──────── Raw data
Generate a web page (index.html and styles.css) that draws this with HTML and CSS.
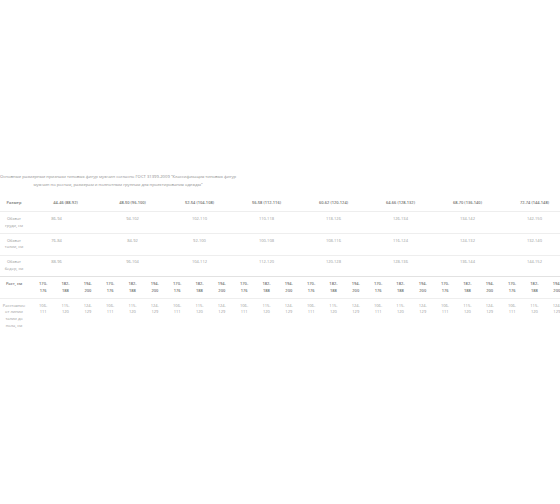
FILE: index.html
```html
<!DOCTYPE html>
<html lang="ru">
<head>
<meta charset="utf-8">
<title>Размеры</title>
<link rel="stylesheet" href="styles.css">
</head>
<body>
<div class="page">
  <div class="caption">Основные размерные признаки типовых фигур мужчин согласно ГОСТ 31399-2009 "Классификация типовых фигур<br>мужчин по ростам, размерам и полнотным группам для проектирования одежды"</div>
  <table class="sizes">
    <colgroup>
      <col class="c-label">
      <col class="c-sub"><col class="c-sub"><col class="c-sub">
      <col class="c-sub"><col class="c-sub"><col class="c-sub">
      <col class="c-sub"><col class="c-sub"><col class="c-sub">
      <col class="c-sub"><col class="c-sub"><col class="c-sub">
      <col class="c-sub"><col class="c-sub"><col class="c-sub">
      <col class="c-sub"><col class="c-sub"><col class="c-sub">
      <col class="c-sub"><col class="c-sub"><col class="c-sub">
      <col class="c-sub"><col class="c-sub"><col class="c-sub">
    </colgroup>
    <tr class="head">
      <th class="label">Размер</th>
      <th colspan="3">44-46 (88-92)</th>
      <th colspan="3">48-50 (96-100)</th>
      <th colspan="3">52-54 (104-108)</th>
      <th colspan="3">56-58 (112-116)</th>
      <th colspan="3">60-62 (120-124)</th>
      <th colspan="3">64-66 (128-132)</th>
      <th colspan="3">68-70 (136-140)</th>
      <th colspan="3">72-74 (144-148)</th>
    </tr>
    <tr>
      <td class="label">Обхват груди, см</td>
      <td colspan="3" class="first">86-94</td>
      <td colspan="3">94-102</td>
      <td colspan="3">102-110</td>
      <td colspan="3">110-118</td>
      <td colspan="3">118-126</td>
      <td colspan="3">126-134</td>
      <td colspan="3">134-142</td>
      <td colspan="3">142-150</td>
    </tr>
    <tr>
      <td class="label">Обхват талии, см</td>
      <td colspan="3" class="first">76-84</td>
      <td colspan="3">84-92</td>
      <td colspan="3">92-100</td>
      <td colspan="3">100-108</td>
      <td colspan="3">108-116</td>
      <td colspan="3">116-124</td>
      <td colspan="3">124-132</td>
      <td colspan="3">132-140</td>
    </tr>
    <tr class="last-girth">
      <td class="label">Обхват бедер, см</td>
      <td colspan="3" class="first">88-96</td>
      <td colspan="3">96-104</td>
      <td colspan="3">104-112</td>
      <td colspan="3">112-120</td>
      <td colspan="3">120-128</td>
      <td colspan="3">128-136</td>
      <td colspan="3">136-144</td>
      <td colspan="3">144-152</td>
    </tr>
    <tr class="height">
      <th class="label">Рост, см</th>
      <th>170-176</th><th>182-188</th><th>194-200</th>
      <th>170-176</th><th>182-188</th><th>194-200</th>
      <th>170-176</th><th>182-188</th><th>194-200</th>
      <th>170-176</th><th>182-188</th><th>194-200</th>
      <th>170-176</th><th>182-188</th><th>194-200</th>
      <th>170-176</th><th>182-188</th><th>194-200</th>
      <th>170-176</th><th>182-188</th><th>194-200</th>
      <th>170-176</th><th>182-188</th><th>194-200</th>
    </tr>
    <tr class="waist">
      <td class="label">Расстояние от линии талии до пола, см</td>
      <td>106-111</td><td>115-120</td><td>124-129</td>
      <td>106-111</td><td>115-120</td><td>124-129</td>
      <td>106-111</td><td>115-120</td><td>124-129</td>
      <td>106-111</td><td>115-120</td><td>124-129</td>
      <td>106-111</td><td>115-120</td><td>124-129</td>
      <td>106-111</td><td>115-120</td><td>124-129</td>
      <td>106-111</td><td>115-120</td><td>124-129</td>
      <td>106-111</td><td>115-120</td><td>124-129</td>
    </tr>
  </table>
</div>
</body>
</html>
```
FILE: styles.css
```css
html, body {
  margin: 0;
  padding: 0;
  background: #ffffff;
  overflow: hidden;
}
body {
  font-family: "Open Sans", "Liberation Sans", sans-serif;
  width: 560px;
  height: 504px;
  -webkit-font-smoothing: antialiased;
}
.page {
  padding-top: 172.7px;
  width: 600px;
}
.caption {
  width: 236px;
  text-align: center;
  font-size: 4.2px;
  line-height: 8px;
  color: #8c8c8c;
  white-space: nowrap;
}
.sizes {
  margin-top: 7px;
  border-collapse: collapse;
  table-layout: fixed;
  width: 568px;
}
.c-label { width: 32px; }
.c-sub { width: 22.333px; }
.sizes th, .sizes td {
  font-size: 4px;
  line-height: 6.67px;
  padding: 3.7px 4px;
  text-align: center;
  vertical-align: top;
  border-bottom: 1px solid #eeeeee;
}
.sizes td {
  color: #999999;
  font-weight: 400;
}
.sizes th {
  color: #747474;
  font-weight: 600;
}
.sizes .head th {
  padding-top: 4.4px;
  padding-bottom: 4.4px;
}
.sizes .label {
  padding-left: 1px;
  padding-right: 5px;
}
.sizes td.first {
  padding-right: 22px;
}
.last-girth td {
  border-bottom: 1px solid #e2e2e2;
}
.waist td {
  border-bottom: none;
}
```
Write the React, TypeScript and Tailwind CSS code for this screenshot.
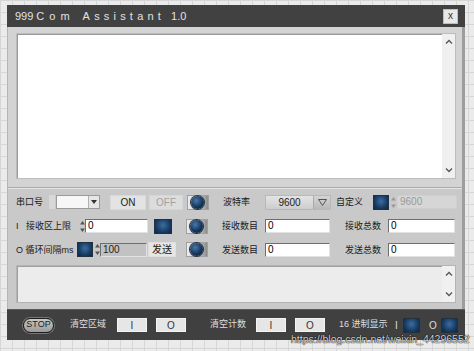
import React from "react";

const F = "font-['Liberation_Sans','Noto_Sans_CJK_SC',sans-serif]";

function Spinner({ dim }: { dim?: boolean }) {
  const c = dim ? "#9a9a9a" : "#555";
  return (
    <svg width="5" height="13" viewBox="0 0 5 13" className="shrink-0">
      <polygon points="2.5,1 5,4.5 0,4.5" fill={c} />
      <polygon points="0,8.5 5,8.5 2.5,12" fill={c} />
    </svg>
  );
}

function Led() {
  return (
    <div className="w-[22px] h-[15px] shrink-0 flex items-center pl-[3px] bg-[linear-gradient(90deg,#ececec,#cfcfcf_55%,#8c8c8c)] border border-[#a0a0a0]">
      <div className="w-[13px] h-[13px] rounded-full bg-[radial-gradient(circle_at_40%_35%,#4a78a8,#15375c_55%,#081626)] shadow-[0_0_0_1px_#233447]" />
    </div>
  );
}

function Blue({ cls }: { cls: string }) {
  return (
    <div
      className={`shrink-0 border border-[#22313f] bg-[radial-gradient(ellipse_at_50%_40%,#3d6d9e,#183d66_60%,#0c2440)] ${cls}`}
    />
  );
}

function Field({ cls, text, gray }: { cls: string; text: string; gray?: boolean }) {
  return (
    <div
      className={`shrink-0 h-[14px] border border-t-[#6e6e6e] border-l-[#6e6e6e] border-r-[#e2e2e2] border-b-[#e2e2e2] text-[10px] leading-[12px] pl-[2px] ${
        gray ? "bg-[#c2c2c2] text-[#222]" : "bg-white text-black"
      } ${cls}`}
    >
      {text}
    </div>
  );
}

function Label({ cls, children }: { cls: string; children: React.ReactNode }) {
  return <div className={`shrink-0 text-[9px] leading-[14px] text-[#1a1a1a] whitespace-nowrap ${cls}`}>{children}</div>;
}

function BarBtn({ cls, children }: { cls: string; children: React.ReactNode }) {
  return (
    <div
      className={`shrink-0 w-[30px] h-[14px] bg-[#e6e6e6] border border-[#f4f4f4] flex items-center justify-center text-[10px] text-[#333] ${cls}`}
    >
      {children}
    </div>
  );
}

function ScrollCol() {
  return (
    <div className="w-[13px] shrink-0 bg-[#f0f0f0] flex flex-col items-center justify-between py-[5px]">
      <svg width="8" height="5" viewBox="0 0 8 5">
        <polyline points="1,4.5 4,1.5 7,4.5" fill="none" stroke="#555" strokeWidth="1.3" />
      </svg>
      <svg width="8" height="5" viewBox="0 0 8 5">
        <polyline points="1,0.5 4,3.5 7,0.5" fill="none" stroke="#555" strokeWidth="1.3" />
      </svg>
    </div>
  );
}

export default function App() {
  return (
    <div
      className={`${F} relative w-[474px] h-[351px] overflow-hidden pt-[5px] pl-[7px] bg-[#ebebeb] [background-image:linear-gradient(#d6d6d6_1px,transparent_1px),linear-gradient(90deg,#d6d6d6_1px,transparent_1px)] [background-size:12px_12px]`}
    >
      <div className="w-[458px] flex flex-col">
        {/* title bar */}
        <div className="h-[22px] bg-[#414141] flex items-center pl-[8px] pr-[7px] text-[#e2e2e2] text-[11px]">
          <span>999</span>
          <span className="ml-[3px] tracking-[5px]">Com</span>
          <span className="ml-[8px] tracking-[4.2px]">Assistant</span>
          <span className="ml-[6px]">1.0</span>
          <div className="ml-auto w-[15px] h-[15px] bg-[#e8e8e8] border border-[#bdbdbd] flex items-center justify-center text-[10px] text-[#333] leading-none pb-[1px]">
            x
          </div>
        </div>

        {/* body */}
        <div className="bg-[#c9c9c9] border-r-[3px] border-r-[#9d9d9d] border-l border-l-[#b5b5b5]">
          {/* top section */}
          <div className="bg-[#d3d3d3] pt-[6px] pl-[8px] pr-[6px] pb-[8px] border-b border-b-[#a9a9a9]">
            <div className="h-[146px] flex bg-white border border-[#bcbcbc] shadow-[inset_1px_1px_0_#9a9a9a]">
              <div className="flex-1" />
              <ScrollCol />
            </div>
          </div>
          <div className="h-px bg-[#e4e4e4]" />

          {/* controls */}
          <div className="pl-[8px] pt-[1px]">
            {/* row 1 */}
            <div className="h-[24px] flex items-center">
              <Label cls="w-[33px]">串口号</Label>
              <div className="w-[6px] h-[14px] shrink-0 bg-[#d8d8d8]" />
              <div className="shrink-0 ml-[1px] w-[44px] h-[14px] flex bg-[#e6e6e6] border border-[#9a9a9a]">
                <div className="w-[32px] h-full bg-[#f7f7f7] border-r border-r-[#b0b0b0]" />
                <div className="flex-1 flex items-center justify-center">
                  <svg width="6" height="4" viewBox="0 0 6 4">
                    <polygon points="0,0 6,0 3,4" fill="#333" />
                  </svg>
                </div>
              </div>
              <div className="shrink-0 ml-[10px] w-[36px] h-[15px] bg-[#e3e3e3] border border-[#d9d9d9] flex items-center justify-center text-[10px] text-[#222]">
                ON
              </div>
              <div className="shrink-0 ml-[3px] w-[34px] h-[15px] bg-[#dcdcdc] border border-[#d6d6d6] flex items-center justify-center text-[10px] text-[#a2a2a2]">
                OFF
              </div>
              <div className="ml-[4px]">
                <Led />
              </div>
              <Label cls="ml-[14px] w-[42px]">波特率</Label>
              <div className="shrink-0 w-[66px] h-[15px] flex bg-[linear-gradient(#e4e4e4,#cdcdcd)] border border-[#b8b8b8]">
                <div className="flex-1 flex items-center justify-center text-[10px] text-[#222]">9600</div>
                <div className="w-[17px] h-full bg-[linear-gradient(#d4d4d4,#b9b9b9)] border-l border-l-[#aaa] flex items-center justify-center">
                  <svg width="9" height="7" viewBox="0 0 9 7">
                    <polygon points="0.5,0.5 8.5,0.5 4.5,6.5" fill="none" stroke="#555" strokeWidth="1" />
                  </svg>
                </div>
              </div>
              <Label cls="ml-[5px] w-[37px]">自定义</Label>
              <Blue cls="w-[16px] h-[15px]" />
              <div className="ml-[2px]">
                <Spinner dim />
              </div>
              <Field cls="ml-[1px] w-[60px] !bg-[#d6d6d6] !text-[#9a9a9a] !border-[#cfcfcf]" text="9600" />
            </div>

            {/* row 2 */}
            <div className="h-[24px] flex items-center">
              <Label cls="w-[10px]">I</Label>
              <Label cls="w-[54px]">接收区上限</Label>
              <Spinner />
              <Field cls="w-[63px]" text="0" />
              <Blue cls="ml-[6px] w-[18px] h-[15px]" />
              <div className="ml-[14px]">
                <Led />
              </div>
              <Label cls="ml-[14px] w-[43px]">接收数目</Label>
              <Field cls="w-[65px]" text="0" />
              <Label cls="ml-[15px] w-[43px]">接收总数</Label>
              <Field cls="w-[67px]" text="0" />
            </div>

            {/* row 3 */}
            <div className="h-[23px] flex items-center">
              <Label cls="w-[61px]">O 循环间隔ms</Label>
              <Blue cls="w-[16px] h-[15px]" />
              <div className="ml-[2px]">
                <Spinner />
              </div>
              <Field cls="w-[47px]" text="100" gray />
              <div className="shrink-0 ml-[1px] w-[28px] h-[15px] bg-[#e6e6e6] border border-[#dedede] flex items-center justify-center text-[10px] text-[#222]">
                发送
              </div>
              <div className="ml-[10px]">
                <Led />
              </div>
              <Label cls="ml-[14px] w-[43px]">发送数目</Label>
              <Field cls="w-[65px]" text="0" />
              <Label cls="ml-[15px] w-[43px]">发送总数</Label>
              <Field cls="w-[67px]" text="0" />
            </div>
          </div>

          {/* lower box */}
          <div className="pt-[4px] pl-[8px] pr-[6px] pb-[6px]">
            <div className="h-[38px] flex bg-[#ececec] border border-[#b4b4b4] shadow-[inset_1px_1px_0_#a0a0a0]">
              <div className="flex-1" />
              <ScrollCol />
            </div>
          </div>
        </div>

        {/* bottom bar */}
        <div className="h-[31px] bg-[#404040] border-t border-t-[#5a5a5a] flex items-center pl-[16px] text-[9px] text-[#dedede]">
          <div className="shrink-0 w-[31px] h-[15px] rounded-full bg-[linear-gradient(#c9c9c9,#9a9a9a)] border border-[#1c1c1c] shadow-[0_0_0_1px_#777] flex items-center justify-center text-[9px] text-[#1c1c1c]">
            STOP
          </div>
          <span className="shrink-0 ml-[16px] w-[36px] whitespace-nowrap">清空区域</span>
          <BarBtn cls="ml-[11px]">I</BarBtn>
          <BarBtn cls="ml-[9px]">O</BarBtn>
          <span className="shrink-0 ml-[24px] w-[36px] whitespace-nowrap">清空计数</span>
          <BarBtn cls="ml-[10px]">I</BarBtn>
          <BarBtn cls="ml-[9px]">O</BarBtn>
          <span className="shrink-0 ml-[14px] w-[49px] whitespace-nowrap">16 进制显示</span>
          <span className="shrink-0 ml-[7px] w-[3px] text-[10px]">I</span>
          <Blue cls="ml-[5px] w-[17px] h-[15px]" />
          <span className="shrink-0 ml-[9px] w-[7px] text-[10px]">O</span>
          <Blue cls="ml-[5px] w-[17px] h-[15px]" />
        </div>
      </div>

      {/* watermark */}
      <div className="absolute left-[291px] top-[332px] text-[10.5px] leading-[14px] text-[#e8e8e8]/90 [text-shadow:0_0_1px_#000,0_0_1px_#000] whitespace-nowrap">
        https://blog.csdn.net/weixin_44296552
      </div>
    </div>
  );
}
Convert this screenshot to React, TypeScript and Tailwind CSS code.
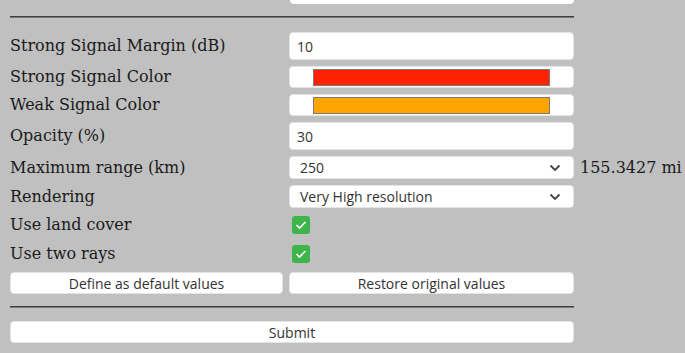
import React from 'react'

const labelCls = 'w-[279px] shrink-0 text-[16px] leading-none text-[#1a1a1a] [font-family:"DejaVu_Serif",serif]'
const ctrlFont = '[font-family:"Open_Sans",sans-serif] text-[14px] text-[#333]'

function Chevron() {
  return (
    <svg width="12" height="8" viewBox="0 0 12 8" className="absolute right-[12px] top-1/2 -translate-y-1/2">
      <path d="M1.5 1.5 L6 6 L10.5 1.5" fill="none" stroke="#444" strokeWidth="1.8" />
    </svg>
  )
}

function Check() {
  return (
    <div className="ml-[3px] w-[18px] h-[18px] rounded-[3px] bg-[#3db54a] flex items-center justify-center">
      <svg width="12" height="10" viewBox="0 0 12 10">
        <path d="M1.5 5 L4.5 8 L10.5 2" fill="none" stroke="#fff" strokeWidth="1.6" />
      </svg>
    </div>
  )
}

function Row({ label, h, mt, children, extra }: { label: string; h: number; mt: string; children: React.ReactNode; extra?: React.ReactNode }) {
  return (
    <div className={`flex items-center ${mt}`} style={{ height: h }}>
      <div className={labelCls}>{label}</div>
      <div className="w-[285px] shrink-0 h-full flex items-center">{children}</div>
      {extra}
    </div>
  )
}

export default function App() {
  const box = 'w-full h-full bg-white border border-[#e4e4e4] rounded-[4px]'
  return (
    <div className="w-[685px] h-[353px] bg-[#c0c0c0] overflow-hidden">
      <div className="pl-[10px] w-[574px]">
        <div className="ml-[280px] h-[4px] bg-white rounded-b-[4px]" />
        <div className="mt-[12px] border-t border-t-[#3c3c3c] border-b border-b-[#7a7a7a]" />

        <Row label="Strong Signal Margin (dB)" h={28} mt="mt-[14px]">
          <div className={`${box} ${ctrlFont} flex items-center pl-[7px]`}>10</div>
        </Row>
        <Row label="Strong Signal Color" h={22} mt="mt-[6px]">
          <div className={`${box} flex items-center pl-[23px]`}>
            <div className="w-[237px] h-[17px] bg-[#ff2200] border border-[#7a7a7a]" />
          </div>
        </Row>
        <Row label="Weak Signal Color" h={22} mt="mt-[6px]">
          <div className={`${box} flex items-center pl-[23px]`}>
            <div className="w-[237px] h-[17px] bg-[#ffa500] border border-[#7a7a7a]" />
          </div>
        </Row>
        <Row label="Opacity (%)" h={28} mt="mt-[6px]">
          <div className={`${box} ${ctrlFont} flex items-center pl-[7px]`}>30</div>
        </Row>
        <Row
          label="Maximum range (km)"
          h={23}
          mt="mt-[6px]"
          extra={<div className="ml-[6px] shrink-0 whitespace-nowrap text-[16px] leading-none text-[#1a1a1a] [font-family:'DejaVu_Serif',serif]">155.3427 mi</div>}
        >
          <div className={`${box} ${ctrlFont} relative flex items-center pl-[10px]`}>
            250
            <Chevron />
          </div>
        </Row>
        <Row label="Rendering" h={23} mt="mt-[6px]">
          <div className={`${box} ${ctrlFont} relative flex items-center pl-[10px]`}>
            Very High resolution
            <Chevron />
          </div>
        </Row>
        <Row label="Use land cover" h={22} mt="mt-[6px]">
          <Check />
        </Row>
        <Row label="Use two rays" h={22} mt="mt-[7px]">
          <Check />
        </Row>

        <div className={`mt-[7px] flex gap-[6px] h-[22px] ${ctrlFont}`}>
          <div className="w-[273px] bg-white border border-[#e4e4e4] rounded-[4px] flex items-center justify-center">Define as default values</div>
          <div className="flex-1 bg-white border border-[#e4e4e4] rounded-[4px] flex items-center justify-center">Restore original values</div>
        </div>

        <div className="mt-[12px] border-t border-t-[#3c3c3c] border-b border-b-[#7a7a7a]" />

        <div className={`mt-[13px] h-[22px] bg-white border border-[#e4e4e4] rounded-[4px] flex items-center justify-center ${ctrlFont}`}>Submit</div>
      </div>
    </div>
  )
}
────────────────
Task description :: Check each line in the records for the word "page" and say how many have it, with nothing else.

Written response :: 3